The Police claim that only faces matching the watch list are kept and stored for 30 days, while all other content is deleted immediately. However, current facial recognition software wrongly identifies people roughly 95% of the time [5].

 

What’s more, the scale of the system is immense: the national system has “roughly 23 million images” and “about 10 million of those 23 million are susceptible to digital searching” [6].

 

Storing the images of any individual not suspected of a crime is illegal, but the government denies this, saying that they are discarded by the LFR system.

The Government denies breaching privacy laws by storing images, but were the trials ever legal in the first place?

Older legislation governing CCTV is our best reference here: As stated by the Minister for Policing:

the Surveillance Camera Code of Practice requires any police use of facial recognition or other biometric characteristic recognition systems to be clearly justified and proportionate in meeting the stated purpose.

  • Nick Hurd, Minister for Policing, 04/09/2017 [7]

 

So, a system like LFR needs to be clearly justified, proportionate and used for a clearly stated purpose, but was it?

  1. Was the public trial of LFR in Romford clearly justified?

No justification (other than testing) was provided. Unknown hundreds of people were deprived of their human right to privacy for a test.

  1. Was it proportionate?

Absolutely not: According to published figures [2] the trial only led to the arrest of 3 people.
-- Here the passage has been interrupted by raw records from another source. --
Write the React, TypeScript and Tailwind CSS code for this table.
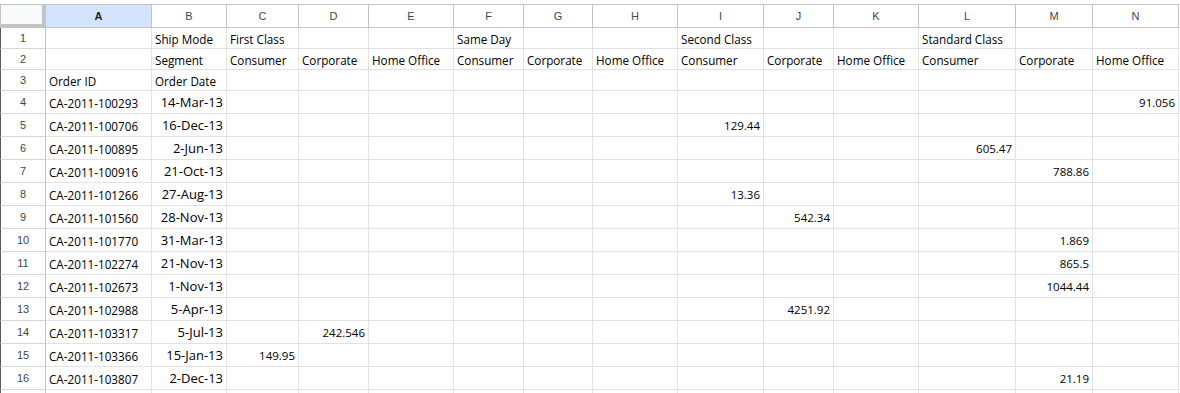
import React from 'react';

const cols = ['A', 'B', 'C', 'D', 'E', 'F', 'G', 'H', 'I', 'J', 'K', 'L', 'M', 'N'];

const gridCols =
  'grid grid-cols-[46px_106px_75px_72px_70px_85px_70px_69px_85px_86px_70px_85px_97px_77px_86px]';

const segs = ['Consumer', 'Corporate', 'Home Office'];

// label rows on top of the pivot
const topRows: string[][] = [
  ['', 'Ship Mode', 'First Class', '', '', 'Same Day', '', '', 'Second Class', '', '', 'Standard Class', '', ''],
  ['', 'Segment', ...segs, ...segs, ...segs, ...segs],
  ['Order ID', 'Order Date', '', '', '', '', '', '', '', '', '', '', '', ''],
];

const orders: [string, string, number, string][] = [
  ['CA-2011-100293', '14-Mar-13', 13, '91.056'],
  ['CA-2011-100706', '16-Dec-13', 8, '129.44'],
  ['CA-2011-100895', '2-Jun-13', 11, '605.47'],
  ['CA-2011-100916', '21-Oct-13', 12, '788.86'],
  ['CA-2011-101266', '27-Aug-13', 8, '13.36'],
  ['CA-2011-101560', '28-Nov-13', 9, '542.34'],
  ['CA-2011-101770', '31-Mar-13', 12, '1.869'],
  ['CA-2011-102274', '21-Nov-13', 12, '865.5'],
  ['CA-2011-102673', '1-Nov-13', 12, '1044.44'],
  ['CA-2011-102988', '5-Apr-13', 9, '4251.92'],
  ['CA-2011-103317', '5-Jul-13', 3, '242.546'],
  ['CA-2011-103366', '15-Jan-13', 2, '149.95'],
  ['CA-2011-103807', '2-Dec-13', 12, '21.19'],
];

const cellFont = { fontFamily: '"Open Sans", "Noto Sans", sans-serif' };

const RowNum = ({ n, h }: { n?: number; h: string }) => (
  <div
    className={`${h} flex items-center justify-center border-l border-l-[#5a5a5a] border-r border-r-[#c4c4c4] border-b border-b-[#d6d6d6] bg-white text-[11px] text-[#444746] font-['Liberation_Sans',Arial,sans-serif]`}
  >
    {n}
  </div>
);

const App = () => {
  return (
    <div className="w-[1180px] h-[393px] overflow-hidden bg-white pt-[4px]">
      {/* column letters */}
      <div className={gridCols}>
        <div className="h-[24px] bg-[#f8f9fa] border-t border-t-[#c4c4c4] border-r-4 border-b-4 border-[#c4c4c4] border-l border-l-[#c4c4c4]" />
        {cols.map((c, i) => (
          <div
            key={c}
            className={`h-[24px] flex items-center justify-center border-t border-b border-r border-[#c4c4c4] text-[11px] font-['Liberation_Sans',Arial,sans-serif] ${
              i === 0 ? 'bg-[#d3e3fd] font-bold text-[#1f1f1f]' : 'bg-white text-[#444746]'
            }`}
          >
            {c}
          </div>
        ))}
      </div>

      {topRows.map((row, r) => (
        <div key={r} className={gridCols}>
          <RowNum n={r + 1} h="h-[21px]" />
          {row.map((v, i) => (
            <div
              key={i}
              style={cellFont}
              className="h-[21px] flex items-end pl-[3px] pb-[1px] border-r border-b border-[#e2e2e2] text-[11.7px] leading-[16px] text-black whitespace-nowrap overflow-hidden"
            >
              {v}
            </div>
          ))}
        </div>
      ))}

      {orders.map(([id, date, col, val], r) => (
        <div key={id} className={gridCols}>
          <RowNum n={r + 4} h="h-[23px]" />
          <div
            style={cellFont}
            className="h-[23px] flex items-end pl-[3px] pb-[2px] border-r border-b border-[#e2e2e2] text-[11.7px] leading-[16px] text-black whitespace-nowrap"
          >
            {id}
          </div>
          <div
            style={cellFont}
            className="h-[23px] flex items-end justify-end pr-[3px] pb-[2px] border-r border-b border-[#e2e2e2] text-[13px] leading-[17px] text-black whitespace-nowrap"
          >
            {date}
          </div>
          {cols.slice(2).map((_, k) => (
            <div
              key={k}
              style={cellFont}
              className="h-[23px] flex items-end justify-end pr-[3px] pb-[2px] border-r border-b border-[#e2e2e2] text-[11.5px] leading-[16px] text-black whitespace-nowrap"
            >
              {k + 2 === col ? val : ''}
            </div>
          ))}
        </div>
      ))}

      {/* row 17, only its top edge is in view */}
      <div className={gridCols}>
        <RowNum h="h-[23px]" />
        {cols.map((c) => (
          <div key={c} className="h-[23px] border-r border-b border-[#e2e2e2]" />
        ))}
      </div>
    </div>
  );
};

export default App;
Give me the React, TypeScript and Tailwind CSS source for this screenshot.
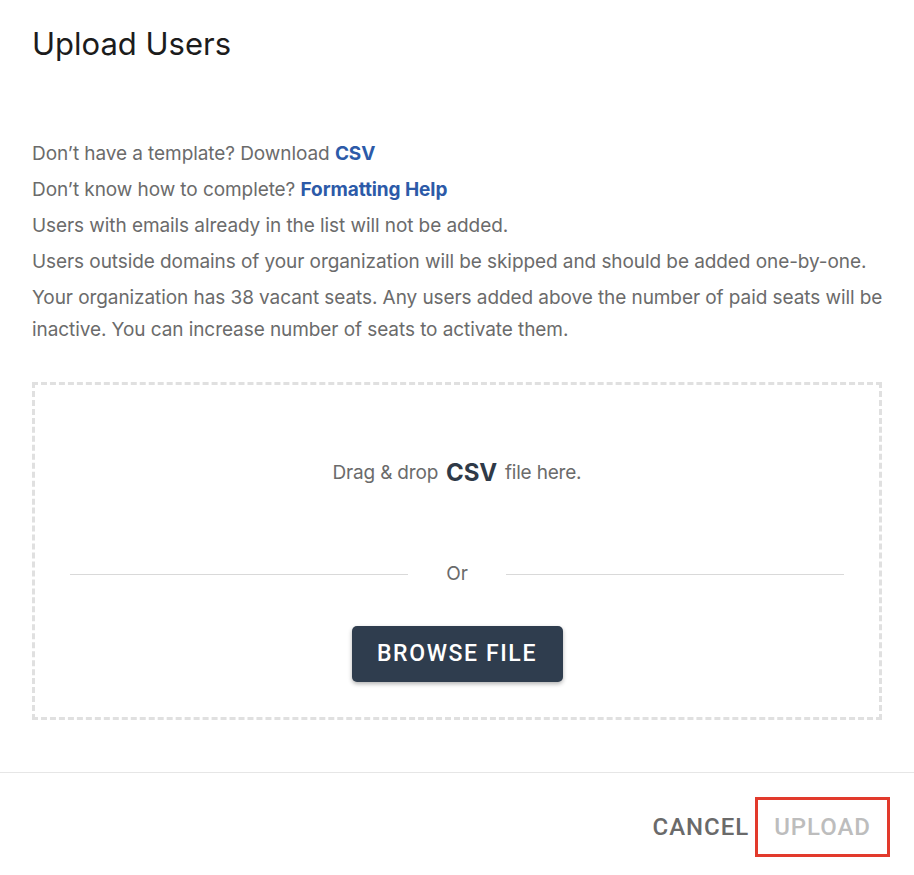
export default function App() {
  return (
    <div className="w-[914px] h-[875px] bg-white font-['Inter',sans-serif] overflow-hidden">
      <div className="px-8 pt-[24px]">
        <h1 className="text-[31px] leading-[40px] text-[#1c1c1c] font-normal">Upload Users</h1>

        <div className="mt-[74px] w-[856px] text-[19px] leading-[32px] tracking-[-0.004em] text-[#6b6b6b] space-y-1">
          <p>
            Don’t have a template? Download{' '}
            <a className="font-bold text-[#2c5aa8]">CSV</a>
          </p>
          <p>
            Don’t know how to complete?{' '}
            <a className="font-bold text-[#2c5aa8]">Formatting Help</a>
          </p>
          <p>Users with emails already in the list will not be added.</p>
          <p>Users outside domains of your organization will be skipped and should be added one-by-one.</p>
          <p>
            Your organization has 38 vacant seats. Any users added above the number of paid seats will be
            inactive. You can increase number of seats to activate them.
          </p>
        </div>

        <div className="mt-[36px] h-[338px] border-[3px] border-dashed border-[#e0e0e0] flex flex-col items-center px-[35px] pt-[72px]">
          <p className="text-[19px] leading-[32px] text-[#6b6b6b] tracking-[-0.01em] flex items-center gap-[8px]">
            <span>Drag &amp; drop</span>
            <span className="text-[24px] font-bold text-[#2f3a48]">CSV</span>
            <span>file here.</span>
          </p>
          <div className="w-full flex items-center gap-[38px] mt-[69px] text-[19px] leading-[32px] text-[#6b6b6b]">
            <div className="flex-1 h-px bg-[#d9d9d9]" />
            <span>Or</span>
            <div className="flex-1 h-px bg-[#d9d9d9]" />
          </div>
          <button className="mt-[36px] w-[211px] h-[56px] rounded-[5px] bg-[#2f3d4e] text-white font-['Roboto',sans-serif] font-medium text-[23px] tracking-[0.07em] shadow-[0_2px_4px_rgba(0,0,0,0.3)]">
            BROWSE FILE
          </button>
        </div>
      </div>

      <div className="mt-[52px] h-px bg-[#e6e6e6]" />

      <div className="flex justify-end items-center pr-[24px] pt-[24px] font-['Roboto',sans-serif] font-medium text-[24px] tracking-[0.04em]">
        <button className="px-[4px] h-[60px] text-[#6a6a6a] mr-[2px]">CANCEL</button>
        <button className="px-[16px] h-[60px] border-[3px] border-[#e23a2c] text-[#bdbdbd]">UPLOAD</button>
      </div>
    </div>
  );
}
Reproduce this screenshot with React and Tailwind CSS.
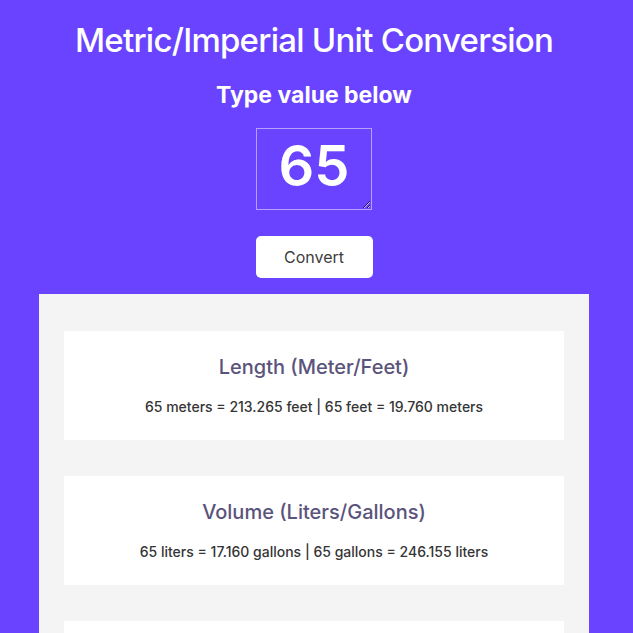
import React, { useState } from "react";

const conversions = [
  { title: "Length (Meter/Feet)", text: "65 meters = 213.265 feet | 65 feet = 19.760 meters" },
  { title: "Volume (Liters/Gallons)", text: "65 liters = 17.160 gallons | 65 gallons = 246.155 liters" },
  { title: "Mass (Kilograms/Pounds)", text: "65 kilos = 143.300 pounds | 65 pounds = 29.484 kilos" },
];

export default function App() {
  const [value, setValue] = useState("65");

  return (
    <div className="h-screen bg-[#6943FF] font-['Inter',sans-serif] flex flex-col items-center overflow-hidden pr-[5px]">
      {/* Header */}
      <h1 className="shrink-0 mt-[18px] text-[33px] leading-[44px] font-medium tracking-[-0.75px] text-white">
        Metric/Imperial Unit Conversion
      </h1>
      <h2 className="shrink-0 mt-[19px] text-[23px] leading-[28px] font-bold text-white">
        Type value below
      </h2>
      <textarea
        value={value}
        onChange={(e) => setValue(e.target.value)}
        className="shrink-0 mt-[19px] w-[116px] h-[82px] bg-transparent border border-[#B5A0FF] text-white text-[56px] leading-[64px] font-semibold text-center pt-[5px] outline-none"
      />
      <button className="shrink-0 mt-[26px] w-[117px] h-[42px] bg-white rounded-[5px] text-[16px] text-[#3D3D3D]">
        Convert
      </button>

      {/* Results */}
      <div className="mt-[16px] w-[550px] bg-[#F4F4F4] px-[25px] pt-[37px] flex flex-col gap-[36px] flex-1 shrink-0">
        {conversions.map((c) => (
          <div key={c.title} className="bg-white h-[109px] shrink-0 flex flex-col items-center pt-[24px]">
            <h3 className="text-[20px] leading-[24px] font-medium text-[#5A537B]">{c.title}</h3>
            <p className="mt-[18px] text-[14px] leading-[20px] font-medium text-[#353535]">{c.text}</p>
          </div>
        ))}
      </div>
    </div>
  );
}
  1. What purpose did it serve?

Testing the effectivity of the system, which has been underwhelming.

 

Hurd isn’t the only authority to rule that the trials were illegal. GDPR states that you need consent to gather sensitive data such as recognisable pictures:

Consent should be given by a clear affirmative act establishing a freely given, specific, informed and

unambiguous indication of the data subject’s agreement to the processing of personal data relating to him or her, such as by a written statement, including by electronic means, or an oral statement. […] Silence, pre-ticked boxes or inactivity should not therefore constitute consent.[8]

 

None of the subjects of the LFR trials gave explicit consent, making the trials illegal under the GDPR.

Secondly, let’s discuss the morality of LFR:

Can these trials be justified in logical or ethical terms? Does the end justify the means, or is it worth protecting our human rights at the cost of potential threats?

 

“If you have nothing to hide, you have nothing to fear.”

This argument is often used to imply critics of mass surveillance are criminals by drawing a false equivalence between those who want personal privacy and those who want secrecy for their crimes.

 

This argument is effectively stating: ‘You must be hiding something if you don’t want the police watching your every move.’ However, the police often make mistakes, harass or even kill innocents occasionally, meaning you DO have something to fear.

 

This goes double for BAME Britons, many of whom fear the “institutionally racist” [9] police force that is 9 and a half times more likely to use invasive stop and search measures on Black people [10]. When people claim that the government will leave innocent people alone, they are speaking from privilege, naivety or both.

 

 

‘It’s worth sacrificing our right to privacy if it means we are safer.’

Many people argue that surveillance is a necessary evil to keep us safe from criminals and terrorists, but how much of a difference does it make?

 

Multiple studies have “showed that improved street lighting was more effective [than CCTV] in reducing crime” [11] and the number of CCTV cameras has climbed WITH crime: There are now roughly 6 million [12] cameras in the UK and violent crime has risen by 20% according to a recent BBC report [13].

 

Since there is little (if any) proof that CCTV or LFR directly reduces crime, why should we submit to invasive surveillance?

 

 

‘Better surveillance tools would help the police tackle crime’

Many people argue that rising crime and terrorism is linked to limited police funding, though the police received £12.3 billion (with £728million specifically for counter-terrorism) in 2018/19 [14]. The police clearly have plenty of funding but don’t spend it well:

 

The whole idea that [The Mayor of London] is cash-strapped is absurd, especially when they can afford to spend £10 million on a leadership course. [15]

  • Stephen Greenhalgh, former deputy Mayor of Policing in London

 

Similarly, the Met Police and government have a wealth of information at their fingertips but often fail to use it effectively. Previous watchlists like the Gangs Matrix were largely unsuccessful, and this new trial seems to be making the same mistakes; tarring suspects, innocents and wanted criminals with the same brush.

 

 

In conclusion, I believe that the LFR technology is unnecessary, illegal and unethical. I firmly believe that LFR is an invasion of privacy and that crime can be better tackled through other methods, such as community outreach and more police patrols.